> _TASK DETAILS_
Using the listing below, please print exactly the lines from the one with "Recreate this image" through the one with "const selected = 3;". Leave out every picture.

> _SUPPLIED DATA_
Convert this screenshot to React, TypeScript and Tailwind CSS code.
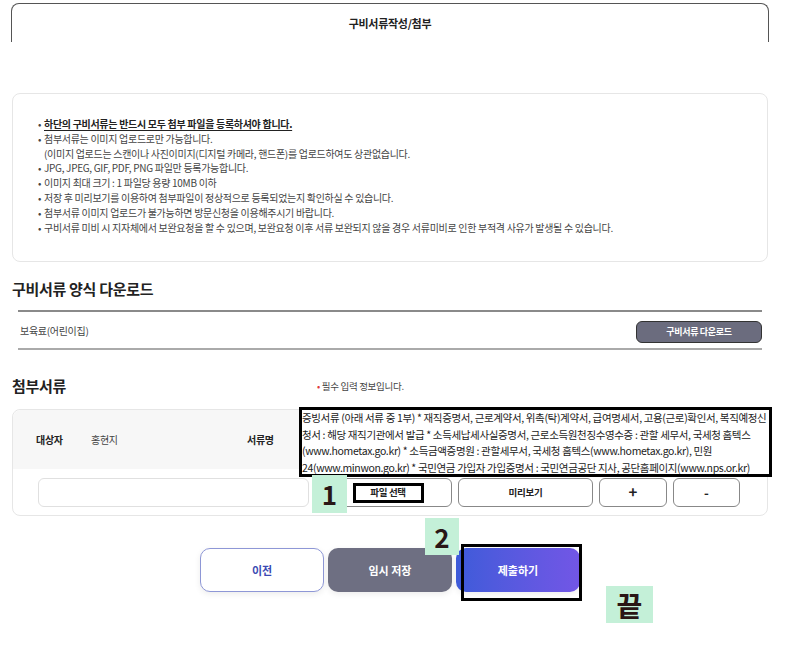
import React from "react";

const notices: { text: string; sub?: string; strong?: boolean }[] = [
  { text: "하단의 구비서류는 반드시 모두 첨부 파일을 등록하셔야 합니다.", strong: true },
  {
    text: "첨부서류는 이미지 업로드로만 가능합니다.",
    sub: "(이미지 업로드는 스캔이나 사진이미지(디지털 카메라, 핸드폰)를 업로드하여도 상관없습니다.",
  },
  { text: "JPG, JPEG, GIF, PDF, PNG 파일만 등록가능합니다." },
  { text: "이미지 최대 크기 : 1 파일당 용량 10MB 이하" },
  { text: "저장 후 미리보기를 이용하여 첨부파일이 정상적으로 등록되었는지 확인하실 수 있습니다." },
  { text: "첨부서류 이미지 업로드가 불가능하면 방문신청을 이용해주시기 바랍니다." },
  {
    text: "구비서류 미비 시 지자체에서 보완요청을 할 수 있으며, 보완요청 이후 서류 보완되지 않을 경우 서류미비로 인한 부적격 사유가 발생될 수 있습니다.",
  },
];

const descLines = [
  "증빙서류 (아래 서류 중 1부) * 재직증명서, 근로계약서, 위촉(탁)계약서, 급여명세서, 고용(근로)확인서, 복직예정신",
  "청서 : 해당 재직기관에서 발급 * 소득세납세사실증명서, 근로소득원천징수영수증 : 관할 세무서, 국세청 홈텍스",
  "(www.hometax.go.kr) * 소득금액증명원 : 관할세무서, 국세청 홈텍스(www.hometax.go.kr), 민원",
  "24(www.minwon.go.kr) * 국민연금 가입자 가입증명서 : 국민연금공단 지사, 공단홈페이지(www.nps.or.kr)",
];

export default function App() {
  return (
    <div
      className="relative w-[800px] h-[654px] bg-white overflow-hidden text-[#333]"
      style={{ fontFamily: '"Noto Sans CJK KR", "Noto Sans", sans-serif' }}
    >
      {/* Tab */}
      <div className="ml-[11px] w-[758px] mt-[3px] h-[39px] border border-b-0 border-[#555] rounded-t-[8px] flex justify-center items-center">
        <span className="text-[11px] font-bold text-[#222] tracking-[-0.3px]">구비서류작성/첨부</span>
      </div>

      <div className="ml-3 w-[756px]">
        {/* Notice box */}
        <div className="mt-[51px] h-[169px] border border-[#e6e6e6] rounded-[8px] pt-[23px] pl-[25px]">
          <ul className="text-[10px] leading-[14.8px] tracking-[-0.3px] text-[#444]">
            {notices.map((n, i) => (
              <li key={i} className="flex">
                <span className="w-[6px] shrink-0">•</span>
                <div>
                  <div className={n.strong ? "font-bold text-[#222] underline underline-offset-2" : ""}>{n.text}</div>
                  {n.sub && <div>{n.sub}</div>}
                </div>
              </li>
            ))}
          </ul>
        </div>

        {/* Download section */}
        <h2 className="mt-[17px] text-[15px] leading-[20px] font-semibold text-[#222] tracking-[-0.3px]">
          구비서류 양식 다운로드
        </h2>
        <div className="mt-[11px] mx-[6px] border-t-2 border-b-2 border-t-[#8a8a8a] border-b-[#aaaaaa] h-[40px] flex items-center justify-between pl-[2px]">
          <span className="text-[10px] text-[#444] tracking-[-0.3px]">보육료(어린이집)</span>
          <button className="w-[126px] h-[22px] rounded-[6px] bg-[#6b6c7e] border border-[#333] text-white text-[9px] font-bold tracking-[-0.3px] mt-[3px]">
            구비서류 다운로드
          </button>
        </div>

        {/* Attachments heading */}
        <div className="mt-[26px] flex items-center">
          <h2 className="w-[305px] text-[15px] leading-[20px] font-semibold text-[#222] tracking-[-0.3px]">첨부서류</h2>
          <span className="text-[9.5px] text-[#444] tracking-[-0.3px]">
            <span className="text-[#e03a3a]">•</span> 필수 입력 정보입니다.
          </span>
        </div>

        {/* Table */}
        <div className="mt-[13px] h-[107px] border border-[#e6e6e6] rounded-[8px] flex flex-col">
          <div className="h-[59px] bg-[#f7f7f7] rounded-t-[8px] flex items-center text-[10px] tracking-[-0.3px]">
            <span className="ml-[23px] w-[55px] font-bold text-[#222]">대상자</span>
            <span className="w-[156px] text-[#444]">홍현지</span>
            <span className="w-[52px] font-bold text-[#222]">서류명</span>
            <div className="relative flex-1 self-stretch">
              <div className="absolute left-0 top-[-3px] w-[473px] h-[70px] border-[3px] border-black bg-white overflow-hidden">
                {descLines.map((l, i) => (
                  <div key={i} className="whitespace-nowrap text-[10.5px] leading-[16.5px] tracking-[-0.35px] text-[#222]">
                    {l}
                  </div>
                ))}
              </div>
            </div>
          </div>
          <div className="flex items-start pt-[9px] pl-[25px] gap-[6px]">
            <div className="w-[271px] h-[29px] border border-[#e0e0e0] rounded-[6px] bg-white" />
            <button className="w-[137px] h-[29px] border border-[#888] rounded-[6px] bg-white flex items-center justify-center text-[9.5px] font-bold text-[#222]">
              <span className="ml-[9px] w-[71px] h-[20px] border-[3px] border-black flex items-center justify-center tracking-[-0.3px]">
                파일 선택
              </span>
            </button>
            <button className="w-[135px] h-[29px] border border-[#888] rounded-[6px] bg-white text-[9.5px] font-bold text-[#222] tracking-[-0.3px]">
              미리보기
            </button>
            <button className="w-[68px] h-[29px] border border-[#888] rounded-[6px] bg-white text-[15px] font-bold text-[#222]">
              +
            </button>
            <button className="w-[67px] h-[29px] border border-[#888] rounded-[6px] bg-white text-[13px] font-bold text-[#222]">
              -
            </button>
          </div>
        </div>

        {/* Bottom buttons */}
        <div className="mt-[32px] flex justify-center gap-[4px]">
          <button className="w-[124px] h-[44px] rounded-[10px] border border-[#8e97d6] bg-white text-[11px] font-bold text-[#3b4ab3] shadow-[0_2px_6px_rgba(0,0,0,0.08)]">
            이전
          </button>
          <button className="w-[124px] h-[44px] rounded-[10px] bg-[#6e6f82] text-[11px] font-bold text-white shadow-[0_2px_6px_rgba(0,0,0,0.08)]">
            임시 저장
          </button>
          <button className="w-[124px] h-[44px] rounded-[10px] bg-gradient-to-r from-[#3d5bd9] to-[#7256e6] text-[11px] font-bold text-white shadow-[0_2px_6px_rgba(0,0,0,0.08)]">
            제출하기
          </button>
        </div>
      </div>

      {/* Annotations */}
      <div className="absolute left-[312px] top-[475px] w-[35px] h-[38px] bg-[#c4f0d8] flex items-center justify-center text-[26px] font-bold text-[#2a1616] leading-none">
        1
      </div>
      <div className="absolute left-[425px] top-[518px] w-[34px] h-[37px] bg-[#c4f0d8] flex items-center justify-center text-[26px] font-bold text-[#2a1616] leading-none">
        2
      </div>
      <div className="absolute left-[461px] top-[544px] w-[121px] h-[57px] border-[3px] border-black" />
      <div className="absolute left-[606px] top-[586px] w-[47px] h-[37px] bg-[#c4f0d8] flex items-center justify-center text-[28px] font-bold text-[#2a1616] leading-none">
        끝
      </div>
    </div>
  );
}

==

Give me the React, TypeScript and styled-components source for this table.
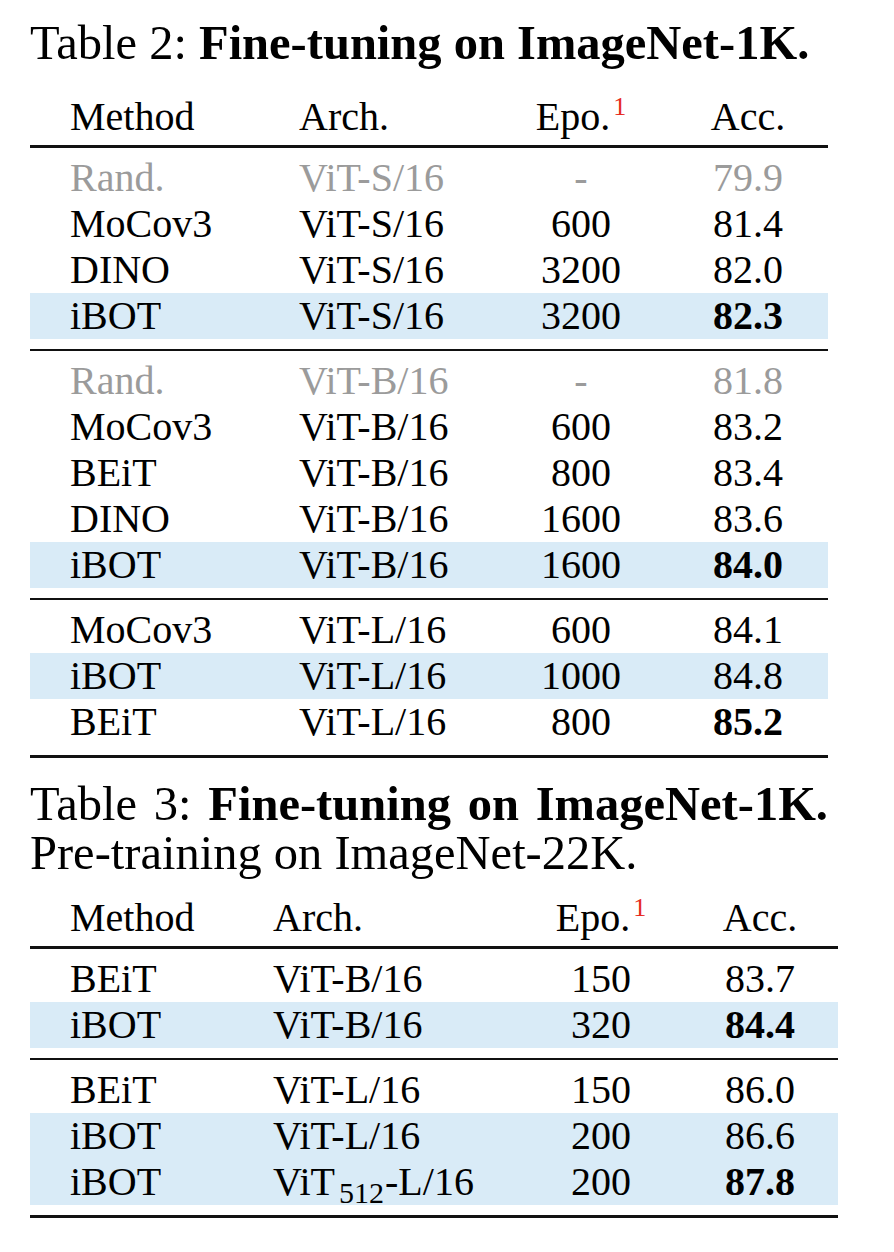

==

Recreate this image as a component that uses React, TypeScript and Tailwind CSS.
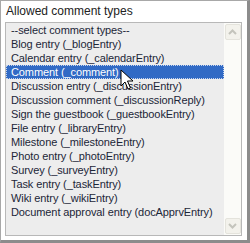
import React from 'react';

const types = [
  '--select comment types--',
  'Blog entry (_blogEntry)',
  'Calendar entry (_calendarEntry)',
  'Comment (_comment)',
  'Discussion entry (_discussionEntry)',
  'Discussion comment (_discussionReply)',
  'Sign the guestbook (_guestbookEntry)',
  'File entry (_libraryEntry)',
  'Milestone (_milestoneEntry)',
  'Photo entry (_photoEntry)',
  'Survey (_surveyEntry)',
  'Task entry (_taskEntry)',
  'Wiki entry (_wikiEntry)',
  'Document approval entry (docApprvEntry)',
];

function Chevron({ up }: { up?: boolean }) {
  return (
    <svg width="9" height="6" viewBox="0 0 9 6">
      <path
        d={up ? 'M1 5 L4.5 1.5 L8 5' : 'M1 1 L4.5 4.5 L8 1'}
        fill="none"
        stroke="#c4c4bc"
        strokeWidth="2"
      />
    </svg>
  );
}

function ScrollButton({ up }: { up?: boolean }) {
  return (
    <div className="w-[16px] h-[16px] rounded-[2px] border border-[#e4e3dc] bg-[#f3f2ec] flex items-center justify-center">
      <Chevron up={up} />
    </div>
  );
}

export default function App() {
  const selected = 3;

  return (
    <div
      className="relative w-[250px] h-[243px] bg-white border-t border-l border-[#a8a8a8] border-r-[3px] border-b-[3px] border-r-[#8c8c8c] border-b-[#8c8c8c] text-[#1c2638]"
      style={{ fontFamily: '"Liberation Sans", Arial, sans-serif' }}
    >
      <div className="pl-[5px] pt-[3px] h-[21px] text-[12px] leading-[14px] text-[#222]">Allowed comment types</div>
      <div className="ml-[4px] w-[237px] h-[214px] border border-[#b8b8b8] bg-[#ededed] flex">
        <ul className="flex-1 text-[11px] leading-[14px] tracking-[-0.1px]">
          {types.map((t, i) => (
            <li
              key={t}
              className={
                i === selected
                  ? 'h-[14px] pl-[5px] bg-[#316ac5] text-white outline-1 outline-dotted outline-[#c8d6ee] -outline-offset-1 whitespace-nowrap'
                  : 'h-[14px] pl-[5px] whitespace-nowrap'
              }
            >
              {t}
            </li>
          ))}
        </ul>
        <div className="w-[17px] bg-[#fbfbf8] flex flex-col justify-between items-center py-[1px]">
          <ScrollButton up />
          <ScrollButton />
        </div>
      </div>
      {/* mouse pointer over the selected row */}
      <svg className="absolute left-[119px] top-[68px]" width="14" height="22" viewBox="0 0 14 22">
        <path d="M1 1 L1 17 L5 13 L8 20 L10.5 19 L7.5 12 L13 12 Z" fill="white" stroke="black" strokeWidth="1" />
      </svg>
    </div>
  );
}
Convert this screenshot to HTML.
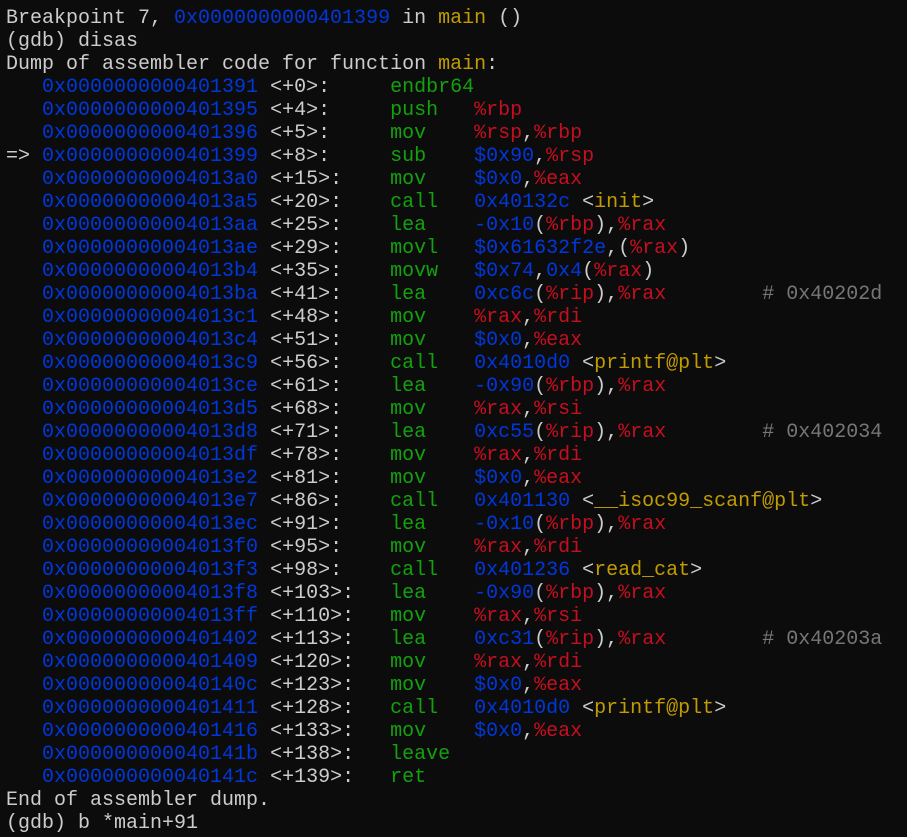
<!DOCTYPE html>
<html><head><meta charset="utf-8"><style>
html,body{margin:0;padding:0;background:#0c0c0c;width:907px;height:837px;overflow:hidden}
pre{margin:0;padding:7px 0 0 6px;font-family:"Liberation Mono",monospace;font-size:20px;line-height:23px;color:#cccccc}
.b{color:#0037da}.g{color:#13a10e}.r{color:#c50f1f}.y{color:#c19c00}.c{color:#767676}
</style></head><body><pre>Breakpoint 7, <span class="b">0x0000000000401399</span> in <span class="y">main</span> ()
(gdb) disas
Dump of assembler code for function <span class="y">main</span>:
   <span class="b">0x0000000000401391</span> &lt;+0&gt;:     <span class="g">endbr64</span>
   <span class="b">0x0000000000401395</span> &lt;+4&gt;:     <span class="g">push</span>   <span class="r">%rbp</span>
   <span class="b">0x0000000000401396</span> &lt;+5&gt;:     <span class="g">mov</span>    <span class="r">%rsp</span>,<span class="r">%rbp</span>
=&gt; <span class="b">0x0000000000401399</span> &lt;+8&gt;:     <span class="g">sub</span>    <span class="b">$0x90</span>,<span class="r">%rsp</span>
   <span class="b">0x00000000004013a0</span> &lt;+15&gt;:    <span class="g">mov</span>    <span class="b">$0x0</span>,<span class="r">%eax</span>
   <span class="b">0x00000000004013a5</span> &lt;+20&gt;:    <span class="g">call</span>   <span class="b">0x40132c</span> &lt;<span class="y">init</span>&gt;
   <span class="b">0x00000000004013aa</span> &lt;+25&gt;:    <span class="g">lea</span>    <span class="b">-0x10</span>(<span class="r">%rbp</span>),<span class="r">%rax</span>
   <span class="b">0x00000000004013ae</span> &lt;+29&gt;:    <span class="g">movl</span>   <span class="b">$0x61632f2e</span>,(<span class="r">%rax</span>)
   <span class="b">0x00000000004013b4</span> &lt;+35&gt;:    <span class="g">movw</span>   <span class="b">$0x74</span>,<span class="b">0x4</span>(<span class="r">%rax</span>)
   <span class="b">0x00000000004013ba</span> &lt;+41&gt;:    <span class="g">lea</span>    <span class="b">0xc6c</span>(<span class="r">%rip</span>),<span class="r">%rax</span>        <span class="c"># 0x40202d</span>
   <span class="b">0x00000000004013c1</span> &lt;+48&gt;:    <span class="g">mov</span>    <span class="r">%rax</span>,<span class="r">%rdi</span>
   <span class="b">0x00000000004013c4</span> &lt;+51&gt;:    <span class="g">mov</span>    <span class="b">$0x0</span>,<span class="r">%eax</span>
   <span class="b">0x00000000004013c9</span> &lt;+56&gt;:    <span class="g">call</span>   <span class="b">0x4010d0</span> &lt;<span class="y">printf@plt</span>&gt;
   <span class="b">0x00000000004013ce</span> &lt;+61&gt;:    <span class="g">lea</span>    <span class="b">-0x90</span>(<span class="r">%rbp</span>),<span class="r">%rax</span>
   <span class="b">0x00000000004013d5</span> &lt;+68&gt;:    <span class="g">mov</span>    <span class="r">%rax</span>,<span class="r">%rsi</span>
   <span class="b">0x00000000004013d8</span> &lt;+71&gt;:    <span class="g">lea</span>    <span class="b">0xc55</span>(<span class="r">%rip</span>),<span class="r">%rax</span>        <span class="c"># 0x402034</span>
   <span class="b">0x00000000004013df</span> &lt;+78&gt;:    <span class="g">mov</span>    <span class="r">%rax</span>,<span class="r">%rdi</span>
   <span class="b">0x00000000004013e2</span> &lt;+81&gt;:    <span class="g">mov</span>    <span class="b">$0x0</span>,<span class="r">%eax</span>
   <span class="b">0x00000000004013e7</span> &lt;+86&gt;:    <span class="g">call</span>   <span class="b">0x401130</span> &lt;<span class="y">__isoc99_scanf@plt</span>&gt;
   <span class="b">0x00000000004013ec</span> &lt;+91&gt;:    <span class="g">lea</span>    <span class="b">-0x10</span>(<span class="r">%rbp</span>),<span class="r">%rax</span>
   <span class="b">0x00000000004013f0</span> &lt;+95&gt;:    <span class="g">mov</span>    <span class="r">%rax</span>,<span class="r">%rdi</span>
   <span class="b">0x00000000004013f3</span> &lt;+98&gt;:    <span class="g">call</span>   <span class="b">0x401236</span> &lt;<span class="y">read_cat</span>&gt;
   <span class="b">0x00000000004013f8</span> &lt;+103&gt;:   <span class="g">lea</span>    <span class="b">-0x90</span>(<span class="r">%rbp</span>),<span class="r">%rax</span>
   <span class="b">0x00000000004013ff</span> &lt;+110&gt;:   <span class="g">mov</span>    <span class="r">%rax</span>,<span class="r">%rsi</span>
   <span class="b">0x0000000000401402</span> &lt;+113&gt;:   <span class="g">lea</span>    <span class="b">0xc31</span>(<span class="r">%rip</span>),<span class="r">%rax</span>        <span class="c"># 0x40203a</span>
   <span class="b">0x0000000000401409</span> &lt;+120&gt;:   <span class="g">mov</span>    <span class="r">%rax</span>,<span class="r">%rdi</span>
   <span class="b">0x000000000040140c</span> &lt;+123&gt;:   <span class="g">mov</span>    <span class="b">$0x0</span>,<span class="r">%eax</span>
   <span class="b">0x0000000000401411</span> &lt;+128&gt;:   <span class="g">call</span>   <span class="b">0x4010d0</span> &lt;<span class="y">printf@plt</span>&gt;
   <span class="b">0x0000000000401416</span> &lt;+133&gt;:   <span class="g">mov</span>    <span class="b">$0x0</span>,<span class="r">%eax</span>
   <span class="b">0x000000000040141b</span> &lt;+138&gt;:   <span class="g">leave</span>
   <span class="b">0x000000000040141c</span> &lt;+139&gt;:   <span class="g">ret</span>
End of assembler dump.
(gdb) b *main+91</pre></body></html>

> _RIGHT ANSWER_
Recreate this image as a component that uses React, TypeScript and Tailwind CSS.
import React from 'react';

const types = [
  '--select comment types--',
  'Blog entry (_blogEntry)',
  'Calendar entry (_calendarEntry)',
  'Comment (_comment)',
  'Discussion entry (_discussionEntry)',
  'Discussion comment (_discussionReply)',
  'Sign the guestbook (_guestbookEntry)',
  'File entry (_libraryEntry)',
  'Milestone (_milestoneEntry)',
  'Photo entry (_photoEntry)',
  'Survey (_surveyEntry)',
  'Task entry (_taskEntry)',
  'Wiki entry (_wikiEntry)',
  'Document approval entry (docApprvEntry)',
];

function Chevron({ up }: { up?: boolean }) {
  return (
    <svg width="9" height="6" viewBox="0 0 9 6">
      <path
        d={up ? 'M1 5 L4.5 1.5 L8 5' : 'M1 1 L4.5 4.5 L8 1'}
        fill="none"
        stroke="#c4c4bc"
        strokeWidth="2"
      />
    </svg>
  );
}

function ScrollButton({ up }: { up?: boolean }) {
  return (
    <div className="w-[16px] h-[16px] rounded-[2px] border border-[#e4e3dc] bg-[#f3f2ec] flex items-center justify-center">
      <Chevron up={up} />
    </div>
  );
}

export default function App() {
  const selected = 3;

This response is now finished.